Limitations of Contractual Exclusions
The court addressed the insurance company’s argument regarding a clause in the policy that purported to absolve the company of liability for representations made by its agents. It ruled that such a clause could not legally shield the company from the consequences of its agents’ fraudulent misrepresentations. The court articulated that allowing a company to limit its liability through such clauses would undermine the protections afforded to consumers under the law. The court further clarified that the statutory provisions outlined in Code § 56-519 took precedence over any contractual language attempting to limit liability for agents’ actions. This affirmed that the law seeks to prevent companies from evading responsibility for their agents’ misconduct, ensuring that victims of insurance fraud have viable avenues for recourse. The decision reinforced the principle that no contractual provision could negate the statutory obligations imposed on insurance companies regarding fraudulent practices.

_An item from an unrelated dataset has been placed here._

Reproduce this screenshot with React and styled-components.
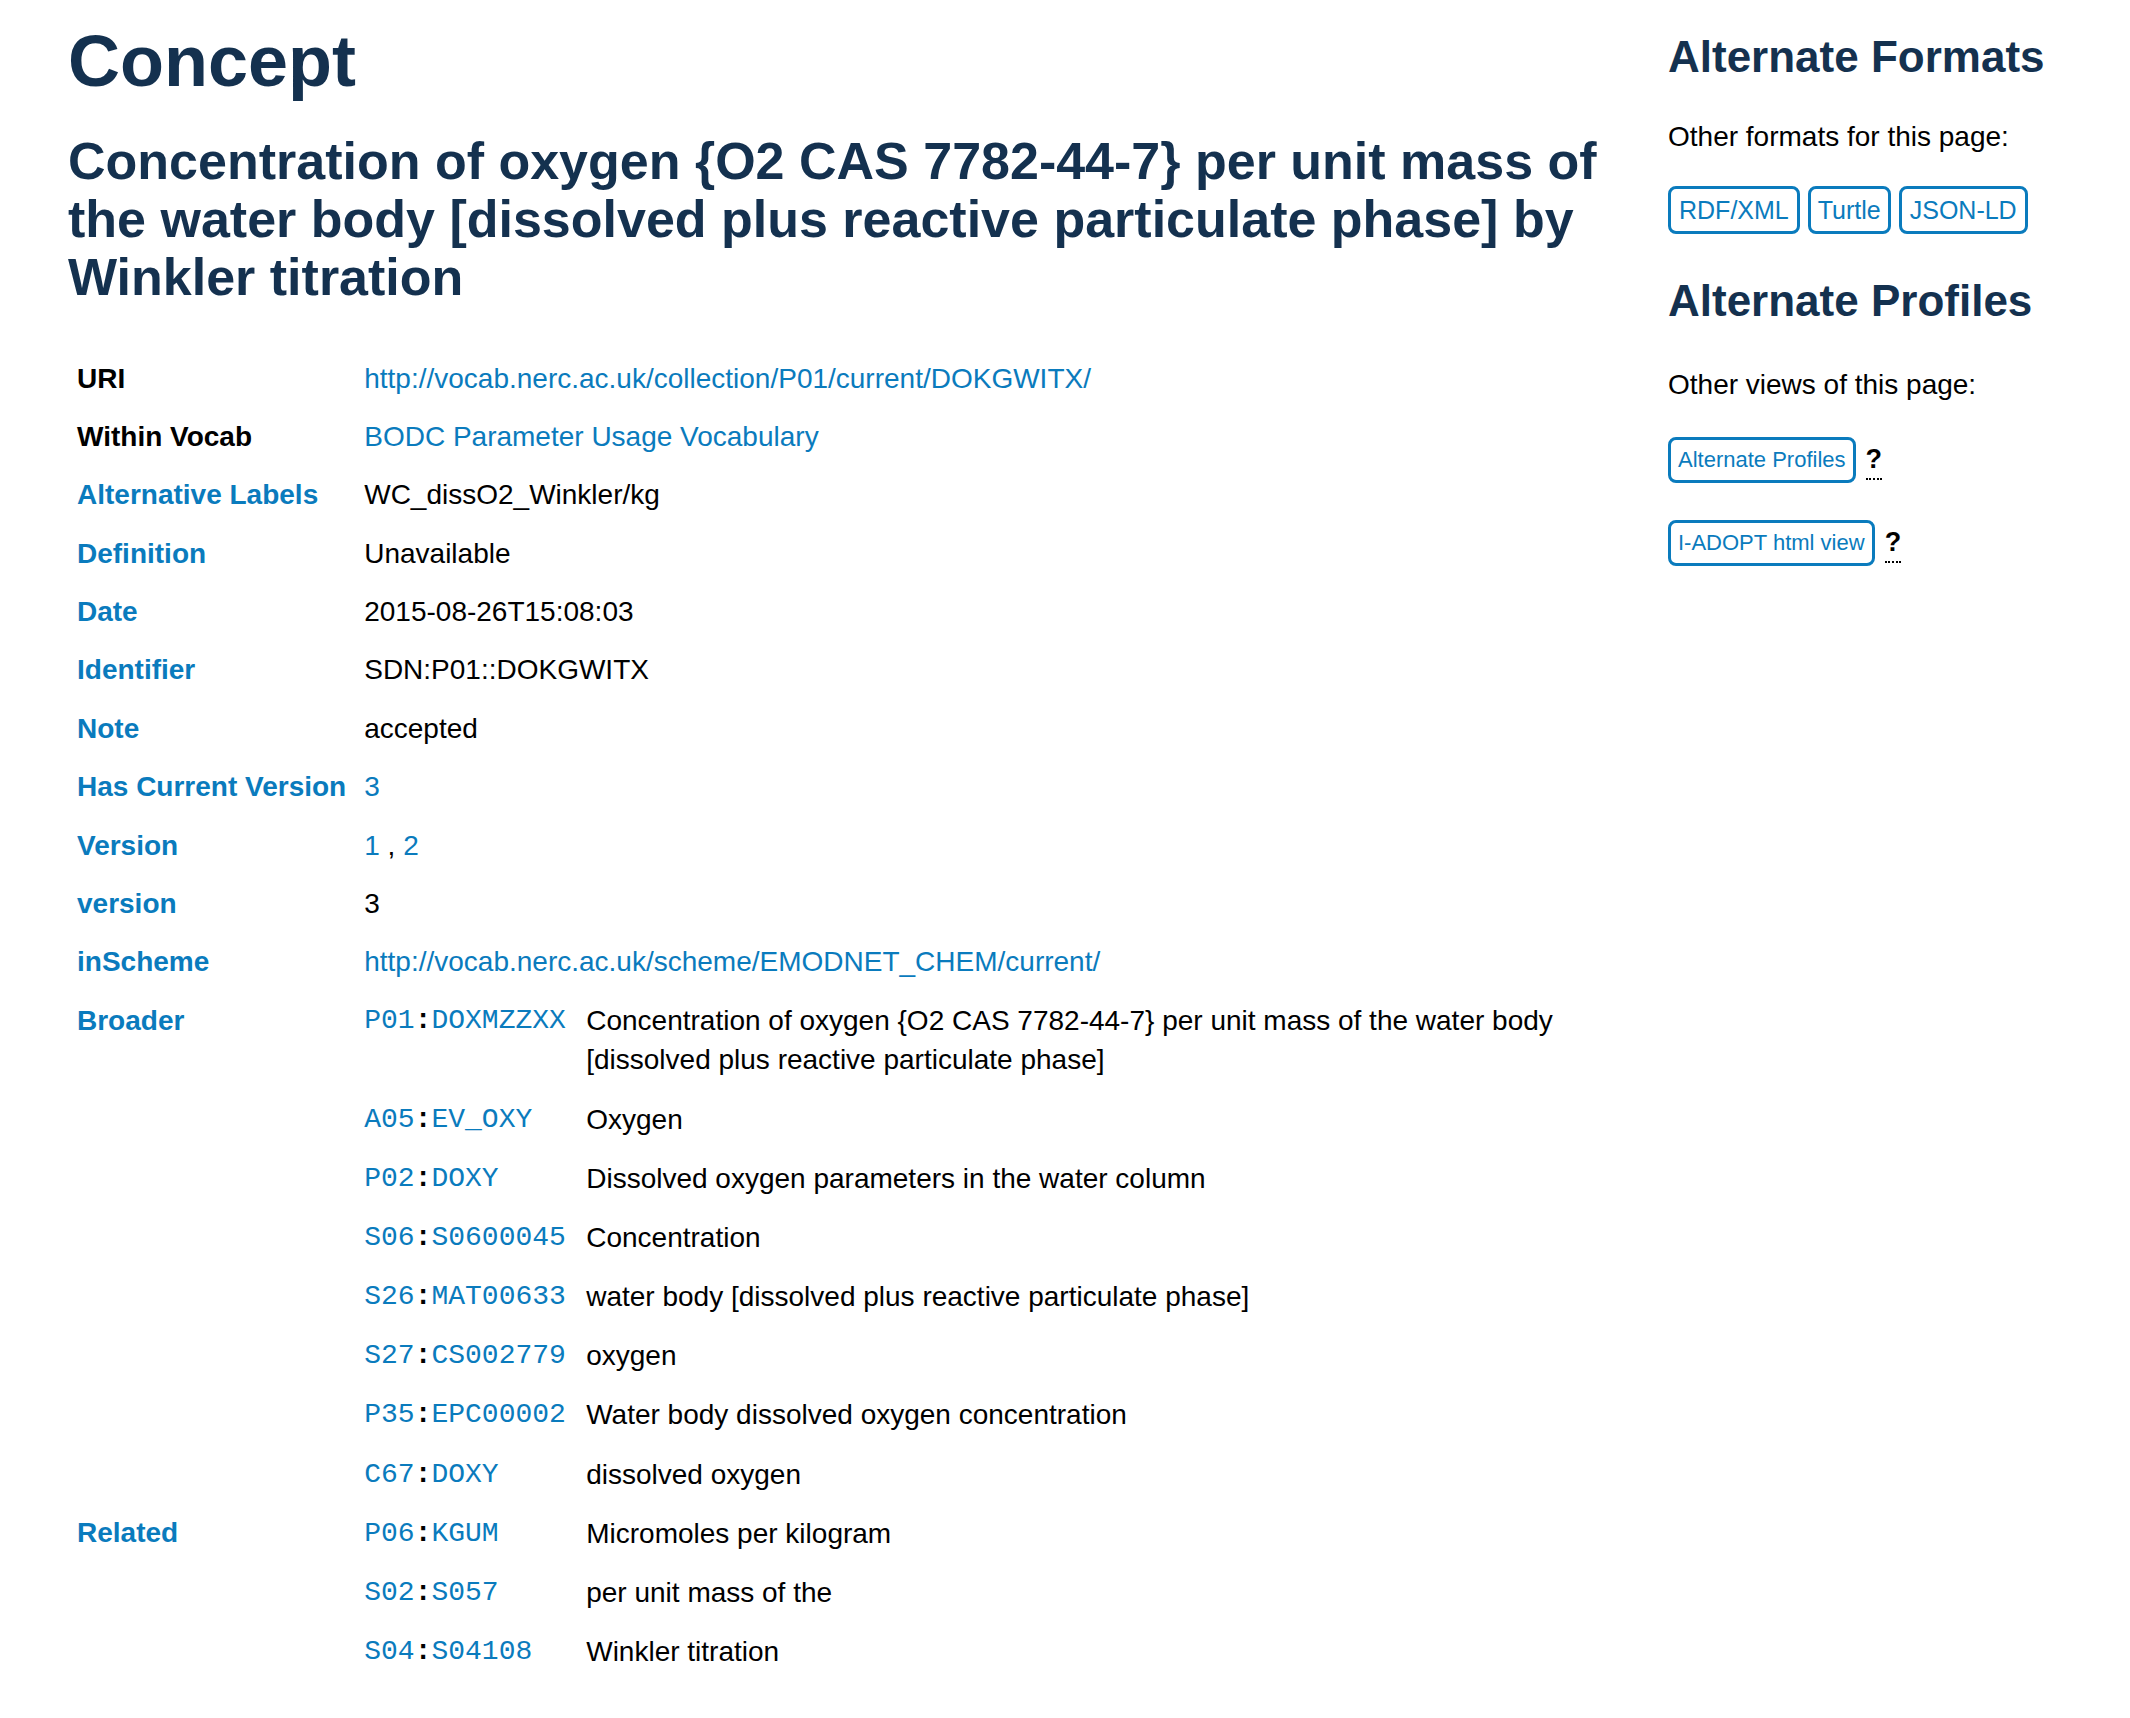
import React from "react";
import styled, { createGlobalStyle } from "styled-components";

const NAVY = "#14314f";
const BLUE = "#0a7bbd";

const Global = createGlobalStyle`
  html, body { margin: 0; padding: 0; background: #fff; }
  body {
    font-family: "Liberation Sans", Arial, Helvetica, sans-serif;
    font-size: 28px;
    line-height: 1.4;
    color: #000;
  }
  * { box-sizing: border-box; }
`;

const Page = styled.div`
  display: flex;
  align-items: flex-start;
  width: 2130px;
`;

const Main = styled.main`
  flex: 0 0 1630px;
  padding-left: 68px;
`;

const Aside = styled.aside`
  flex: 1;
  margin-left: 38px;
  padding-top: 31px;
`;

const Title = styled.h1`
  margin: 22px 0 0;
  font-size: 72px;
  line-height: 79px;
  font-weight: 700;
  color: ${NAVY};
`;

const Subtitle = styled.h2`
  margin: 31px 0 43px;
  font-size: 52px;
  line-height: 58px;
  font-weight: 700;
  color: ${NAVY};
`;

const PropTable = styled.div`
  display: grid;
  grid-template-columns: max-content minmax(0, 1fr);
`;

const Label = styled.div`
  padding: 9.6px 9px;
  font-weight: 700;
  white-space: nowrap;
  color: ${(p) => (p.$plain ? "#000" : BLUE)};
`;

const Value = styled.div`
  padding: ${(p) => (p.$nested ? "0 9px" : "9.6px 9px")};
  min-width: 0;
`;

const Link = styled.a`
  color: ${BLUE};
  text-decoration: none;
`;

const Nested = styled.div`
  display: grid;
  grid-template-columns: 222px minmax(0, 1fr);
`;

const Prefix = styled.div`
  padding: 10px 0;
  font-family: "Liberation Mono", "Courier New", monospace;
  font-size: 28px;
  white-space: nowrap;
`;

const PrefixPart = styled.span`
  color: ${BLUE};
`;

const Colon = styled.span`
  color: #000;
  font-weight: 700;
`;

const Desc = styled.div`
  padding: 10px 0;
`;

const SideTitle = styled.h3`
  margin: 0;
  font-size: 44px;
  line-height: 52px;
  font-weight: 700;
  color: ${NAVY};
  margin-top: ${(p) => p.$top || 0}px;
`;

const SideText = styled.p`
  margin: ${(p) => p.$top || 35}px 0 0;
  font-size: 28px;
  line-height: 39px;
`;

const ButtonRow = styled.div`
  display: flex;
  align-items: center;
  gap: ${(p) => p.$gap || 10}px;
  margin-top: ${(p) => p.$top}px;
`;

const FormatButton = styled.a`
  display: inline-block;
  border: 3px solid ${BLUE};
  border-radius: 8px;
  color: ${BLUE};
  text-decoration: none;
  font-size: ${(p) => p.$size}px;
  line-height: ${(p) => p.$lh}px;
  padding: 4px ${(p) => p.$px}px;
  white-space: nowrap;
`;

const Help = styled.abbr`
  font-weight: 700;
  font-size: 27px;
  line-height: 26px;
  color: #000;
  text-decoration: none;
  border-bottom: 2px dotted #000;
  padding-bottom: 6px;
  margin-top: 6px;
  cursor: help;
`;

const rows = [
  { label: "URI", plain: true, value: <Link href="#">http://vocab.nerc.ac.uk/collection/P01/current/DOKGWITX/</Link> },
  { label: "Within Vocab", plain: true, value: <Link href="#">BODC Parameter Usage Vocabulary</Link> },
  { label: "Alternative Labels", value: "WC_dissO2_Winkler/kg" },
  { label: "Definition", value: "Unavailable" },
  { label: "Date", value: "2015-08-26T15:08:03" },
  { label: "Identifier", value: "SDN:P01::DOKGWITX" },
  { label: "Note", value: "accepted" },
  { label: "Has Current Version", value: <Link href="#">3</Link> },
  {
    label: "Version",
    value: (
      <>
        <Link href="#">1</Link> , <Link href="#">2</Link>
      </>
    ),
  },
  { label: "version", value: "3" },
  { label: "inScheme", value: <Link href="#">http://vocab.nerc.ac.uk/scheme/EMODNET_CHEM/current/</Link> },
];

const broader = [
  ["P01", "DOXMZZXX", "Concentration of oxygen {O2 CAS 7782-44-7} per unit mass of the water body [dissolved plus reactive particulate phase]"],
  ["A05", "EV_OXY", "Oxygen"],
  ["P02", "DOXY", "Dissolved oxygen parameters in the water column"],
  ["S06", "S0600045", "Concentration"],
  ["S26", "MAT00633", "water body [dissolved plus reactive particulate phase]"],
  ["S27", "CS002779", "oxygen"],
  ["P35", "EPC00002", "Water body dissolved oxygen concentration"],
  ["C67", "DOXY", "dissolved oxygen"],
];

const related = [
  ["P06", "KGUM", "Micromoles per kilogram"],
  ["S02", "S057", "per unit mass of the"],
  ["S04", "S04108", "Winkler titration"],
];

const SUBTITLE =
  "Concentration of oxygen {O2 CAS 7782-44-7} per unit mass of the water body [dissolved plus reactive particulate phase] by Winkler titration";

function NestedList({ items }) {
  return (
    <Nested>
      {items.map(([a, b, d]) => (
        <React.Fragment key={a + b}>
          <Prefix>
            <PrefixPart>{a}</PrefixPart>
            <Colon>:</Colon>
            <PrefixPart>{b}</PrefixPart>
          </Prefix>
          <Desc>{d}</Desc>
        </React.Fragment>
      ))}
    </Nested>
  );
}

export default function App() {
  return (
    <>
      <Global />
      <Page>
        <Main>
          <Title>Concept</Title>
          <Subtitle>{SUBTITLE}</Subtitle>
          <PropTable>
            {rows.map((r) => (
              <React.Fragment key={r.label}>
                <Label $plain={r.plain}>{r.label}</Label>
                <Value>{r.value}</Value>
              </React.Fragment>
            ))}
            <Label>Broader</Label>
            <Value $nested>
              <NestedList items={broader} />
            </Value>
            <Label>Related</Label>
            <Value $nested>
              <NestedList items={related} />
            </Value>
          </PropTable>
        </Main>
        <Aside>
          <SideTitle>Alternate Formats</SideTitle>
          <SideText $top={34}>Other formats for this page:</SideText>
          <ButtonRow $top={30} $gap={8}>
            <FormatButton href="#" $size={25} $lh={34} $px={8}>RDF/XML</FormatButton>
            <FormatButton href="#" $size={25} $lh={34} $px={7}>Turtle</FormatButton>
            <FormatButton href="#" $size={25} $lh={34} $px={8}>JSON-LD</FormatButton>
          </ButtonRow>
          <SideTitle $top={41}>Alternate Profiles</SideTitle>
          <SideText $top={38}>Other views of this page:</SideText>
          <ButtonRow $top={33} $gap={10}>
            <FormatButton href="#" $size={22} $lh={32} $px={7}>Alternate Profiles</FormatButton>
            <Help title="Alternate Profiles">?</Help>
          </ButtonRow>
          <ButtonRow $top={37} $gap={10}>
            <FormatButton href="#" $size={22} $lh={32} $px={7}>I-ADOPT html view</FormatButton>
            <Help title="I-ADOPT html view">?</Help>
          </ButtonRow>
        </Aside>
      </Page>
    </>
  );
}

Conclusion and Affirmation of Judgment
In conclusion, the court affirmed that the plaintiff had established a valid cause of action based on the fraudulent misrepresentations made by the insurance company’s agents. The court upheld the lower court's decisions to overrule the defendant's general demurrer to the petition and to sustain the demurrer against parts of the defendant's answer. This ruling highlighted the court's commitment to enforcing statutory protections for consumers and ensuring that insurance companies could not sidestep their responsibilities through contractual language. The court’s affirmation of the lower court's decisions underscored the importance of accountability in the insurance industry and the necessity of safeguarding policyholders from fraudulent practices. Ultimately, the ruling reinforced the legal principle that companies are bound by the actions of their agents, particularly when those actions involve deception related to the sale of insurance.